• _INFORMATION SUPPLIED_:
* * *
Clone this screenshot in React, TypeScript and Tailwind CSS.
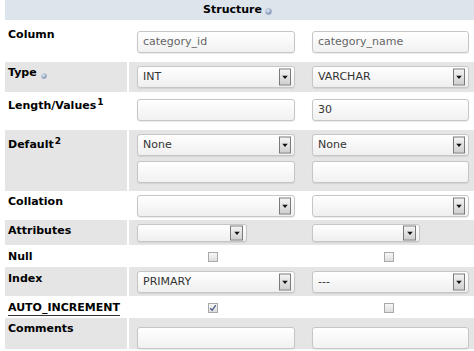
import React from "react";

const HelpIcon = ({ size = 7 }: { size?: number }) => (
  <svg width={size} height={size} viewBox="0 0 8 8" className="inline-block">
    <defs>
      <radialGradient id="hg" cx="40%" cy="35%" r="60%">
        <stop offset="0%" stopColor="#e8eef7" />
        <stop offset="100%" stopColor="#7d93b5" />
      </radialGradient>
    </defs>
    <circle cx="4" cy="4" r="3.6" fill="url(#hg)" />
  </svg>
);

const Arrow = ({ small }: { small?: boolean }) => (
  <span
    className={
      "absolute right-[3px] top-1/2 -translate-y-1/2 flex items-center justify-center border border-[#7a7a7a] bg-gradient-to-b from-[#f4f4f4] to-[#cfcfcf] " +
      (small ? "w-[13px] h-[15px]" : "w-[12px] h-[17px]")
    }
  >
    <svg width="6" height="4" viewBox="0 0 6 4">
      <path d="M0 0 L6 0 L3 3.5 Z" fill="#111" />
    </svg>
  </span>
);

const TextBox = ({ value = "", muted, w = "w-[158px]" }: { value?: string; muted?: boolean; w?: string }) => (
  <div
    className={`${w} h-[22px] rounded-[3px] border border-[#c6c6c6] bg-gradient-to-b from-white to-[#f1f1f1] shadow-[0_1px_1px_rgba(0,0,0,0.08)] flex items-center px-[5px] text-[11px] ${muted ? "text-[#666]" : "text-[#333]"}`}
  >
    {value}
  </div>
);

const Select = ({ value = "", w = "w-[158px]", small }: { value?: string; w?: string; small?: boolean }) => (
  <div
    className={`${w} ${small ? "h-[18px]" : "h-[22px]"} relative rounded-[3px] border border-[#c6c6c6] bg-gradient-to-b from-white to-[#efefef] shadow-[0_1px_1px_rgba(0,0,0,0.08)] flex items-center px-[5px] text-[11px] text-[#333]`}
  >
    {value}
    <Arrow small={small} />
  </div>
);

const Check = ({ checked }: { checked?: boolean }) => (
  <div className="w-[10px] h-[10px] border border-[#a9a9a9] bg-gradient-to-b from-[#f7f7f7] to-[#dedede] flex items-center justify-center">
    {checked && (
      <svg width="8" height="8" viewBox="0 0 8 8">
        <path d="M1.2 4.2 L3.2 6.3 L6.8 1.2" stroke="#4a5a86" strokeWidth="1.3" fill="none" />
      </svg>
    )}
  </div>
);

type RowProps = {
  label: React.ReactNode;
  gray?: boolean;
  h: string;
  lpt: string;
  vpt: string;
  a: React.ReactNode;
  b: React.ReactNode;
};

const Row = ({ label, gray, h, lpt, vpt, a, b }: RowProps) => (
  <div className={`flex ${h} ${gray ? "bg-[#e5e5e5]" : "bg-white"}`}>
    <div className={`w-[122px] pl-[3px] ${lpt} font-bold text-[11px] leading-[14px] text-black`}>{label}</div>
    <div className="w-[2px] bg-white" />
    <div className={`w-[175px] pl-[8px] ${vpt}`}>{a}</div>
    <div className={`flex-1 pl-[8px] ${vpt}`}>{b}</div>
  </div>
);

export default function App() {
  return (
    <div className="w-[474px] h-[351px] bg-white overflow-hidden font-['DejaVu_Sans',Verdana,sans-serif]">
      <div className="ml-[5px]">
        <div className="h-[20px] bg-[#dde4ec] flex items-center justify-center gap-[3px] text-[11px] font-bold text-black pr-[4px]">
          <span>Structure</span>
          <span className="mt-[4px]">
            <HelpIcon />
          </span>
        </div>

        <Row
          label="Column"
          h="h-[42px]"
          lpt="pt-[8px]"
          vpt="pt-[11px]"
          a={<TextBox value="category_id" muted />}
          b={<TextBox value="category_name" muted w="w-[157px]" />}
        />
        <Row
          gray
          label={
            <span>
              Type{" "}
              <span className="relative top-[3px]">
                <HelpIcon size={6} />
              </span>
            </span>
          }
          h="h-[30px]"
          lpt="pt-[4px]"
          vpt="pt-[4px]"
          a={<Select value="INT" />}
          b={<Select value="VARCHAR" w="w-[157px]" />}
        />
        <Row
          label={
            <span>
              Length/Values<sup className="text-[9px] -top-[4px] ml-[1px]">1</sup>
            </span>
          }
          h="h-[38px]"
          lpt="pt-[7px]"
          vpt="pt-[7px]"
          a={<TextBox />}
          b={<TextBox value="30" w="w-[157px]" />}
        />
        <Row
          gray
          label={
            <span>
              Default<sup className="text-[9px] -top-[4px] ml-[1px]">2</sup>
            </span>
          }
          h="h-[61px]"
          lpt="pt-[8px]"
          vpt="pt-[4px]"
          a={
            <div className="flex flex-col gap-[5px]">
              <Select value="None" />
              <TextBox />
            </div>
          }
          b={
            <div className="flex flex-col gap-[5px]">
              <Select value="None" w="w-[157px]" />
              <TextBox w="w-[157px]" />
            </div>
          }
        />
        <Row
          label="Collation"
          h="h-[29px]"
          lpt="pt-[4px]"
          vpt="pt-[4px]"
          a={<Select />}
          b={<Select w="w-[157px]" />}
        />
        <Row
          gray
          label="Attributes"
          h="h-[25px]"
          lpt="pt-[4px]"
          vpt="pt-[4px]"
          a={<Select w="w-[110px]" small />}
          b={<Select w="w-[108px]" small />}
        />
        <Row
          label="Null"
          h="h-[22px]"
          lpt="pt-[5px]"
          vpt="pt-[7px]"
          a={<div className="pl-[71px]"><Check /></div>}
          b={<div className="pl-[72px]"><Check /></div>}
        />
        <Row
          gray
          label="Index"
          h="h-[29px]"
          lpt="pt-[5px]"
          vpt="pt-[4px]"
          a={<Select value="PRIMARY" />}
          b={<Select value="---" w="w-[157px]" />}
        />
        <Row
          label={<span className="border-b border-[#333] pb-[1px]">AUTO_INCREMENT</span>}
          h="h-[22px]"
          lpt="pt-[5px]"
          vpt="pt-[7px]"
          a={<div className="pl-[71px]"><Check checked /></div>}
          b={<div className="pl-[72px]"><Check /></div>}
        />
        <Row
          gray
          label="Comments"
          h="h-[31px]"
          lpt="pt-[4px]"
          vpt="pt-[9px]"
          a={<TextBox />}
          b={<TextBox w="w-[157px]" />}
        />
      </div>
    </div>
  );
}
* * *
• _EXERCISE BRIEF_: Return, unchanged, the lines from the first line of the material through the line that holds "import React from", inclusive, omitting pictures.

• _ANSWER TO THIS EXERCISE_:
Clone this screenshot in React, TypeScript and Tailwind CSS.
import React from "react";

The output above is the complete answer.